What is the most important information I should know about Demerol?

  • Demerol may be habit forming. Physical and/or psychological dependence can occur, and withdrawal effects are possible if the medication is stopped suddenly after prolonged or high-dose treatment. Do not stop taking Demerol suddenly without first talking to your doctor if you have been taking it continuously for more than 5 to 7 days. Your doctor may want to gradually reduce the dose.
  • Demerol may increase the effects of other drugs that cause drowsiness, including other pain relievers, alcohol, antihistamines, sedatives (used to treat insomnia), antidepressants, anxiety medicines, and muscle relaxants. Tell your doctor about all medicines that you are taking, and do not take any medicine without first talking to your doctor.
  • Demerol may cause constipation. Drink plenty of water (six to eight full glasses a day) to lessen this side effect. Increasing the amount of fiber in the diet can also help to alleviate constipation.
  • Never take more Demerol than is prescribed. If the pain is not being adequately treated, talk to your doctor.

Demerol Interactions
Demerol interacts with a number of other medications, including muscle relaxants, antidepressants, benzodiazepines, and alcohol. It is especially dangerous to use if the patient is using monoamine oxidase inhibitor (MAOI) type antidepressants. Such patients may suffer agitation, delerium, headache, convulsions, hyperthermia. It is thought to be caused by an increase in cerebral serotonin concentrations.

Demerol is also relatively contraindicated for use when a patient is suffering from gallbladder, liver, or kidney disease, has a history of seizures or epilepsy, has an enlarged prostate or urinary retention problems, or suffers from hyperthyroidism, asthma, or Addison's disease.

Adverse effects of Demerol
Users of Demerol may experience serious adverse effects. These include asthma, swelling of the mucous membranes of the nose and throat, swelling of the lips, tongue, or face, seizures, cold and clammy skin, or dizziness and possible unconsciousness.

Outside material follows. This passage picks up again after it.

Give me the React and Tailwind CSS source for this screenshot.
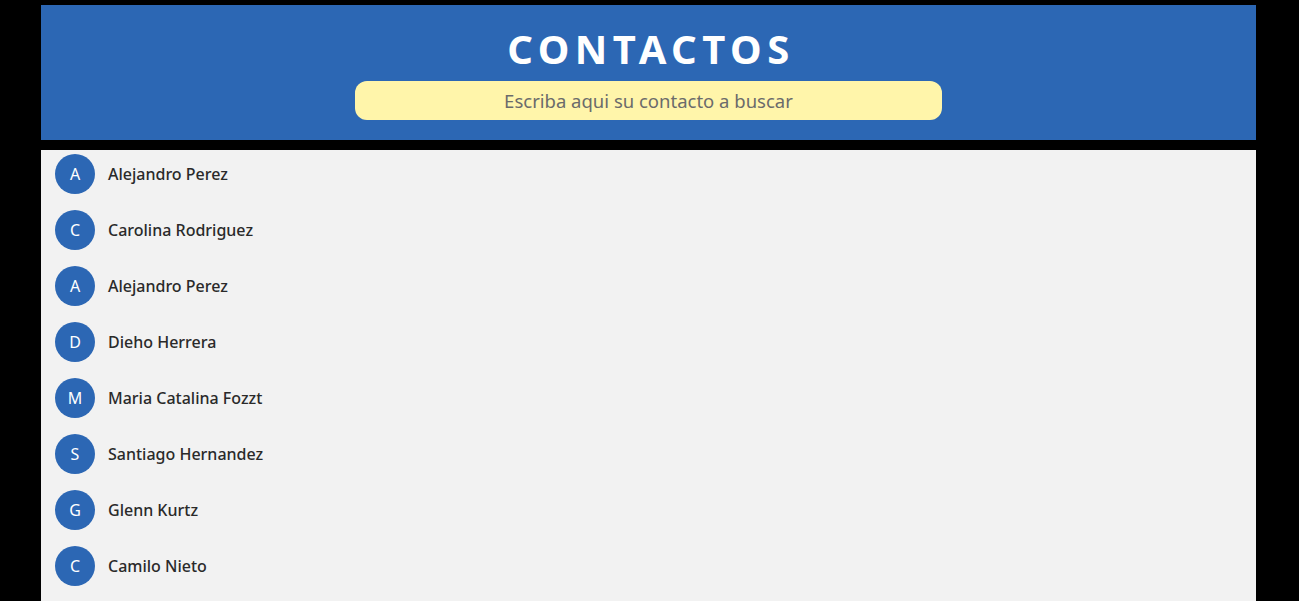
export default function App() {
  const contacts = [
    "Alejandro Perez",
    "Carolina Rodriguez",
    "Alejandro Perez",
    "Dieho Herrera",
    "Maria Catalina Fozzt",
    "Santiago Hernandez",
    "Glenn Kurtz",
    "Camilo Nieto",
  ];
  return (
    <div className="min-h-screen bg-black pt-[5px] pl-[41px] pr-[43px] font-['Noto_Sans',sans-serif]">
      <header className="bg-[#2c67b4] h-[135px] flex flex-col items-center pt-[20px]">
        <h1 className="text-white text-[40px] leading-[48px] font-bold tracking-[5.5px] pl-[5px]">CONTACTOS</h1>
        <input
          className="mt-[8px] w-[587px] h-[39px] rounded-[12px] bg-[#fff5aa] text-center text-[18.5px] text-[#555] placeholder:text-[#6b6b6b] outline-none"
          placeholder="Escriba aqui su contacto a buscar"
        />
      </header>
      <ul className="mt-[10px] bg-[#f2f2f2] pt-[4px] pl-[14px] h-[451px] overflow-hidden">
        {contacts.map((name, i) => (
          <li key={i} className="flex items-center h-[56px] pb-[16px]">
            <div className="w-[40px] h-[40px] rounded-full bg-[#2c67b4] text-white flex items-center justify-center text-[16px]">
              {name[0]}
            </div>
            <span className="ml-[13px] text-[16px] font-medium text-[#2a2a2a]">{name}</span>
          </li>
        ))}
      </ul>
    </div>
  );
}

The presence of any of these side effects is an indicator to stop using Demerol immediately and seek immediate medical attention.

Less serious side effects include constipation, dry mouth, lightheadedness, itchiness, muscular twitches, and nausea.

What happens if I overdose?
• Seek emergency medical attention if an overdose is suspected.
• Symptoms of a Demerol overdose include slow breathing, seizures, dizziness, weakness, loss of consciousness, coma, confusion, tiredness, cold and clammy skin, and small pupils.